Random Retrospective #34 – Young Justice #43

The original run of YOUNG JUSTICE in the late 90s was founded on a definite sense of fun. It featured Superboy, Robin and Impulse as the core team who were very quickly joined by Wonder Girl, Arrowette and the created for the series character Secret, as a bunch of teen superheroes learning the trade with their sort of babysitter/guardian the Red Tornado. The membership of the team changed as time went on, as is the nature of team books, but the sense of fun and good natured anarchy was always there for the most part.

And every now and then, there’d be an issue like this one where something serious raised it’s head.

For background, Traya (Red Tornado’s adopted daughter) and Cissie (who had quit her role as Arrowette) both attend a girls’ boarding school where Traya – despite being incredibly intelligent – isn’t well liked by some of the girls, Phyllis and Ellen in particular.

The issue starts with Ellen’s parents being killed by a suicide bomber in Bialya; they were aid workers and caught up in a random attack. When the news breaks and the girls find out that Traya is Bialyan, they attack her during a gym class because knee jerk reactions are always a good thing, right? When Ellen goes missing that night, Cissie calls in Young Justice to look for her, but the other girls kidnap Traya and Cissie in order to terrorise Traya.

Thankfully Superboy arrives before too much damage is done, and Wonder Girl finds Ellen who had just left to find some headspace and work things through on her own. The damage is done, though, and Traya decides to leave, with Red Tornado arriving to take her home the next morning. The school wants to give Traya something of a send off but, inspired by her teacher’s own experience as a Japanese-American interred as a child in the World War II camps in America, Traya decides to stay, just as Wonder Girl returns with Ellen.

And some of them live happily for a while, I guess.

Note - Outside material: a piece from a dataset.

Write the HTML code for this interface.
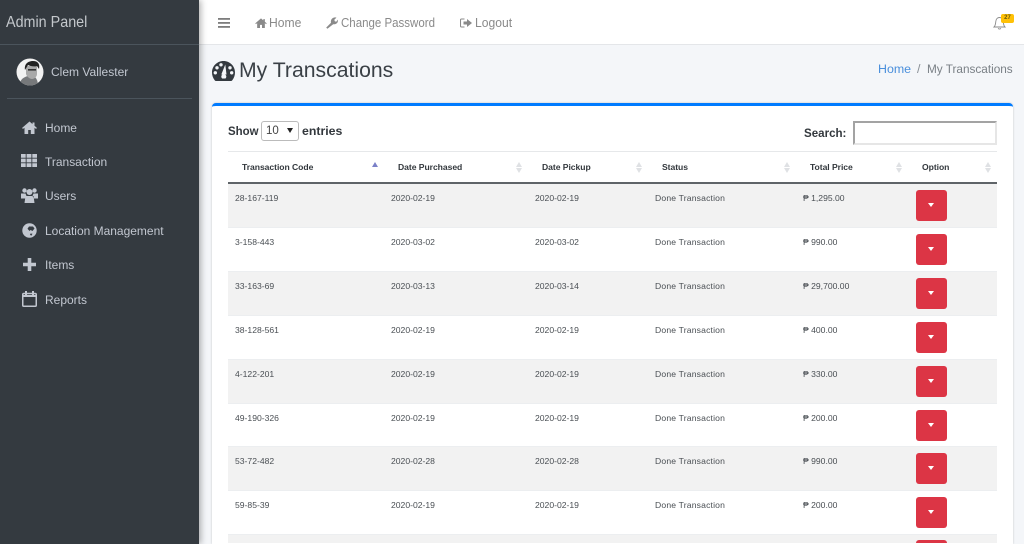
<!DOCTYPE html>
<html lang="en">
<head>
<meta charset="utf-8">
<title>My Transcations</title>
<style>
html,body{margin:0;padding:0;width:1024px;height:544px;overflow:hidden}
body{background:#f4f6f9;font-family:"Liberation Sans",Arial,sans-serif;color:#212529}
#page{position:relative;width:1024px;height:544px;overflow:hidden;background:#f4f6f9}
*{box-sizing:border-box}
a{text-decoration:none;color:inherit}
.abs,svg.i{position:absolute}
aside{position:absolute;left:0;top:0;width:199px;height:544px;background:#343a40;box-shadow:2px 0 6px rgba(0,0,0,.3);z-index:3;color:#c2c7d0}
.brand{position:absolute;left:6px;top:13px;font-size:15.6px;line-height:20px;color:#c4c8cc;transform:scaleX(.92);transform-origin:0 50%;white-space:nowrap}
.b1{position:absolute;left:0;right:0;top:44px;height:1px;background:#4b545c}
.b2{position:absolute;left:7px;width:185px;top:98px;height:1px;background:#4b545c}
.uname{position:absolute;left:51px;top:64px;font-size:12.4px;line-height:16px;color:#c2c7d0;transform:scaleX(.97);transform-origin:0 50%;white-space:nowrap}
.nav{position:absolute;left:45px;font-size:12.4px;line-height:16px;color:#c2c7d0;white-space:nowrap;transform:scaleX(.967);transform-origin:0 50%}
header{position:absolute;left:199px;top:0;width:825px;height:45px;background:#fff;border-bottom:1px solid #e4e6e9}
.tl{position:absolute;top:15px;font-size:12.5px;line-height:16px;color:#8a8a8a;white-space:nowrap;transform-origin:0 50%}
h1{position:absolute;left:239px;top:57px;margin:0;font-size:21.2px;line-height:28px;font-weight:400;color:#3a4046;white-space:nowrap}
.crumb{position:absolute;top:61px;font-size:12.4px;line-height:16px;white-space:nowrap;transform-origin:0 50%}
.card{position:absolute;left:212px;top:103px;width:801px;height:441px;background:#fff;border-top:3px solid #007bff;border-radius:4px 4px 0 0;box-shadow:0 0 2px rgba(0,0,0,.2)}
.lbl{position:absolute;font-size:12.3px;line-height:16px;font-weight:700;color:#33383d;white-space:nowrap;transform-origin:0 50%}
.sel{position:absolute;left:261px;top:121px;width:38px;height:20px;background:#fff;border:1px solid #bbb;border-radius:3px;font-size:11.5px;line-height:18px;padding-left:4px;color:#444}
.sel:after{content:"";position:absolute;right:5px;top:6px;border-left:3.5px solid transparent;border-right:3.5px solid transparent;border-top:5px solid #222}
.inp{position:absolute;left:853px;top:121px;width:144px;height:24px;background:#fff;border:2px solid;border-color:#a3a3a3 #e6e6e6 #e6e6e6 #a3a3a3}
.wrap{position:absolute;left:228px;top:151px;width:769px;height:393px;overflow:hidden}
table{width:769px;border-collapse:collapse;table-layout:fixed;font-size:8.6px}
th{height:31px;padding:0 0 0 14px;border-top:1px solid #e6e8ea;border-bottom:2px solid #5f6468;text-align:left;font-size:8.6px;line-height:12px;color:#33383d;position:relative;letter-spacing:-.05px;white-space:nowrap}
td{height:44px;padding:8px 0 0 7px;vertical-align:top;line-height:12px;color:#4a4f54;border-bottom:1px solid #eceef0;white-space:nowrap}
tbody tr:nth-child(1) td{height:45px}
tbody tr:nth-child(6) td{height:43px}
tbody tr.last td{height:8px;padding:0;border-bottom:0;line-height:0;font-size:0}
td.s{letter-spacing:.17px}
tbody tr:nth-child(odd) td{background:#f2f2f2}
th i{position:absolute;right:5px;top:10px;width:7px;height:12px}
th i:before,th i:after{content:"";position:absolute;left:0;border-left:3.5px solid transparent;border-right:3.5px solid transparent}
th i:before{top:0;border-bottom:5px solid #dfe1e4}
th i:after{bottom:1px;border-top:5px solid #dfe1e4}
th i.up:before{border-bottom-color:#7a80c8}
th i.up:after{border-top-color:#fff}
.btn{display:block;position:relative;width:31px;height:31px;margin:-2px 0 0 1px;background:#dc3545;border-radius:3px}
.btn:after{content:"";position:absolute;left:12px;top:13px;border-left:3.5px solid transparent;border-right:3.5px solid transparent;border-top:4px solid #fff}
a.stub{display:block;width:31px;height:3px;margin:5px 0 0 8px;background:#dc3545;border-radius:3px 3px 0 0}
</style>
</head>
<body>
<div id="page">
<aside>
  <a class="brand" href="#">Admin Panel</a>
  <div class="b1"></div>
  <svg class="i" style="left:16px;top:58px" width="28" height="28" viewBox="0 0 28 28">
    <defs><clipPath id="av"><circle cx="14" cy="14" r="13.5"/></clipPath></defs>
    <circle cx="14" cy="14" r="13.5" fill="#f2f2f2"/>
    <g clip-path="url(#av)">
      <path d="M3 28c1-7 5-9 9-10l7 1c2 2 3 5 3 9z" fill="#77797b"/>
      <path d="M10 8h11v8c0 3-3 5-5 5s-5-2-6-5z" fill="#a9a9a9"/>
      <path d="M9 12c-1-6 3-9 8-9s7 3 6 8l-2-3c-3 1-7 0-9-1z" fill="#222"/>
      <rect x="12" y="11" width="8" height="1.6" fill="#333"/>
    </g>
  </svg>
  <div class="uname">Clem Vallester</div>
  <div class="b2"></div>

  <svg class="i" style="left:22px;top:121px" width="15" height="13" viewBox="0 0 15 13" fill="#c2c7d0"><path d="M7.500.5 0 7l1 .9 1.500-1.200V13H6.200V9h2.600v4h3.700V6.700L14 7.900l1-.9-2.500-2.200V1.500h-2v1.600z"/></svg>
  <a class="nav" style="top:120px" href="#">Home</a>

  <svg class="i" style="left:21px;top:154px" width="16" height="13" viewBox="0 0 16 13" fill="#c2c7d0"><path d="M0 0h4.700v3.800H0zM5.600 0h4.800v3.800H5.600zM11.300 0H16v3.800h-4.700zM0 4.600h4.700v3.800H0zM5.600 4.600h4.800v3.800H5.600zM11.300 4.600H16v3.800h-4.700zM0 9.200h4.700V13H0zM5.600 9.200h4.800V13H5.600zM11.300 9.200H16V13h-4.700z"/></svg>
  <a class="nav" style="top:154px" href="#">Transaction</a>

  <svg class="i" style="left:21px;top:188px" width="17" height="15" viewBox="0 0 17 15" fill="#c2c7d0"><circle cx="3.500" cy="2.500" r="2.200"/><circle cx="13.500" cy="2.500" r="2.200"/><circle cx="8.500" cy="4" r="3"/><path d="M0 5.500h4.500l1 2.500-1.500 2.500H0zM17 5.500h-4.500l-1 2.500 1.500 2.500h4zM4.500 8h8l1 7h-10z"/></svg>
  <a class="nav" style="top:188px" href="#">Users</a>

  <svg class="i" style="left:22px;top:223px" width="15" height="15" viewBox="0 0 15 15"><circle cx="7.500" cy="7.500" r="7.200" fill="#c2c7d0"/><path d="M7 3.500h4l1.500 2-2 2.500-2-1-1 1-2-2.200zM8.500 10.500l2 .3-1.200 2-1.300-1z" fill="#343a40"/></svg>
  <a class="nav" style="top:223px" href="#">Location Management</a>

  <svg class="i" style="left:23px;top:258px" width="13" height="13" viewBox="0 0 13 13" fill="#c2c7d0"><path d="M4.700 0h3.600v4.700H13v3.600H8.300V13H4.700V8.300H0V4.700h4.700z"/></svg>
  <a class="nav" style="top:257px" href="#">Items</a>

  <svg class="i" style="left:22px;top:291px" width="15" height="16" viewBox="0 0 15 16" fill="none" stroke="#c2c7d0"><rect x=".75" y="2.500" width="13.500" height="12.700" rx="1" stroke-width="1.500"/><path d="M1 4h13v2H1z" fill="#c2c7d0" stroke="none"/><path d="M4 0v4M11 0v4" stroke-width="2"/></svg>
  <a class="nav" style="top:292px" href="#">Reports</a>
</aside>

<header></header>
<svg class="i" style="left:218px;top:18px" width="12" height="10" viewBox="0 0 12 10" fill="#7d7d7d"><rect width="12" height="1.800" y="0"/><rect width="12" height="1.800" y="4"/><rect width="12" height="1.800" y="8"/></svg>
<svg class="i" style="left:255px;top:18px" width="12" height="10" viewBox="0 0 15 13" fill="#8a8a8a"><path d="M7.500.5 0 7l1 .9 1.500-1.200V13H6.200V9h2.600v4h3.700V6.700L14 7.900l1-.9-2.500-2.200V1.500h-2v1.600z"/></svg>
<a class="tl" style="left:269px;transform:scaleX(.97)" href="#">Home</a>
<svg class="i" style="left:326px;top:17px" width="12" height="12" viewBox="0 0 12 12" fill="#8a8a8a"><path d="M1.400 11.800.200 10.600 5 5.800C4.400 3.600 5.600.8 8.800.4c.6-.1 1.200 0 1.700.2L8.300 2.800l.5 1.400 1.400.500 1.600-2.100c.6 2.800-1.300 5-4.600 4.600z"/></svg>
<a class="tl" style="left:341px;transform:scaleX(.92)" href="#">Change Password</a>
<svg class="i" style="left:460px;top:18px" width="12" height="10" viewBox="0 0 12 10"><path d="M4.500 1H1.500a1 1 0 0 0-1 1v6a1 1 0 0 0 1 1h3" fill="none" stroke="#8a8a8a" stroke-width="1.100"/><path d="M3.500 3.500h3.500V1L12 5 7 9V6.500H3.500z" fill="#8a8a8a"/></svg>
<a class="tl" style="left:475px;transform:scaleX(.97)" href="#">Logout</a>
<svg class="i" style="left:993px;top:16px" width="13" height="14" viewBox="0 0 13 14" fill="none" stroke="#8a8a8a" stroke-width=".9"><path d="M1 11c1.500-1.500 1.500-3 1.800-5.500C3 3 4.500 1.500 6.500 1.500S10 3 10.200 5.500C10.500 8 10.500 9.500 12 11z"/><path d="M5.200 12.200c.4 1.200 2.200 1.200 2.600 0"/></svg>
<div class="abs" style="left:1001px;top:14px;width:13px;height:9px;background:#ffc107;border-radius:2px;font-size:6px;line-height:8px;font-weight:700;text-align:center;color:#6b5a10">27</div>

<svg class="i" style="left:212px;top:61px" width="23" height="20" viewBox="0 0 23 20">
  <path fill="#343a40" d="M11.500 0C5.100 0 0 5.100 0 11.500c0 2.900 1 5.700 2.700 7.700.4.500 1 .8 1.600.8h14.400c.6 0 1.200-.3 1.600-.8 1.700-2 2.700-4.800 2.700-7.700C23 5.100 17.900 0 11.500 0z"/>
  <g fill="#f4f6f9"><circle cx="9" cy="3.800" r="1.700"/><circle cx="5" cy="6.800" r="1.700"/><circle cx="18" cy="6.800" r="1.700"/><circle cx="3.300" cy="11.800" r="1.700"/><circle cx="19.700" cy="11.800" r="1.700"/><path d="M13.300 3.500 14.500 13.500H9.300z"/></g>
  <circle cx="11.800" cy="15.600" r="2.500" fill="#f4f6f9"/>
  <path d="M6.500 17.500h10V20h-10z" fill="#343a40"/>
</svg>
<h1>My Transcations</h1>
<div class="crumb" style="left:878px;color:#4a8fdc">Home</div>
<div class="crumb" style="left:917px;color:#8a9096">/</div>
<div class="crumb" style="left:927px;color:#7a8086;transform:scaleX(.95)">My Transcations</div>

<section class="card"></section>
<div class="lbl" style="left:228px;top:123px;transform:scaleX(.93)">Show</div>
<div class="sel">10</div>
<div class="lbl" style="left:302px;top:123px">entries</div>
<div class="lbl" style="left:804px;top:125px;transform:scaleX(.94)">Search:</div>
<div class="inp"></div>

<div class="wrap">
<table>
<colgroup><col style="width:156px"><col style="width:144px"><col style="width:120px"><col style="width:148px"><col style="width:112px"><col style="width:89px"></colgroup>
<thead><tr>
<th>Transaction Code<i class="up"></i></th>
<th>Date Purchased<i></i></th>
<th>Date Pickup<i></i></th>
<th>Status<i></i></th>
<th>Total Price<i></i></th>
<th>Option<i></i></th>
</tr></thead>
<tbody>
<tr><td>28-167-119</td><td>2020-02-19</td><td>2020-02-19</td><td class="s">Done Transaction</td><td>₱ 1,295.00</td><td><a class="btn" href="#"></a></td></tr>
<tr><td>3-158-443</td><td>2020-03-02</td><td>2020-03-02</td><td class="s">Done Transaction</td><td>₱ 990.00</td><td><a class="btn" href="#"></a></td></tr>
<tr><td>33-163-69</td><td>2020-03-13</td><td>2020-03-14</td><td class="s">Done Transaction</td><td>₱ 29,700.00</td><td><a class="btn" href="#"></a></td></tr>
<tr><td>38-128-561</td><td>2020-02-19</td><td>2020-02-19</td><td class="s">Done Transaction</td><td>₱ 400.00</td><td><a class="btn" href="#"></a></td></tr>
<tr><td>4-122-201</td><td>2020-02-19</td><td>2020-02-19</td><td class="s">Done Transaction</td><td>₱ 330.00</td><td><a class="btn" href="#"></a></td></tr>
<tr><td>49-190-326</td><td>2020-02-19</td><td>2020-02-19</td><td class="s">Done Transaction</td><td>₱ 200.00</td><td><a class="btn" href="#"></a></td></tr>
<tr><td>53-72-482</td><td>2020-02-28</td><td>2020-02-28</td><td class="s">Done Transaction</td><td>₱ 990.00</td><td><a class="btn" href="#"></a></td></tr>
<tr><td>59-85-39</td><td>2020-02-19</td><td>2020-02-19</td><td class="s">Done Transaction</td><td>₱ 200.00</td><td><a class="btn" href="#"></a></td></tr>
<tr class="last"><td></td><td></td><td></td><td></td><td></td><td><a class="stub" href="#"></a></td></tr>
</tbody>
</table>
</div>
</div>
</body>
</html>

It’s a mostly nicely handled tale of rejecting bigotry and racism based simply on where someone is from and full marks to the team for doing that in a comic that, as I said, was mostly about fun and adventure. It’s a shame Traya – who is portrayed as intelligent throughout – suddenly loses some of those smarts on that last page (she can’t say the word “expelled”? She doesn’t get the relevance of the hat even though she was the one who knew what was written on the Liberty Bell?) so that Ellen can have her moment of redemption, but other than that I think this works.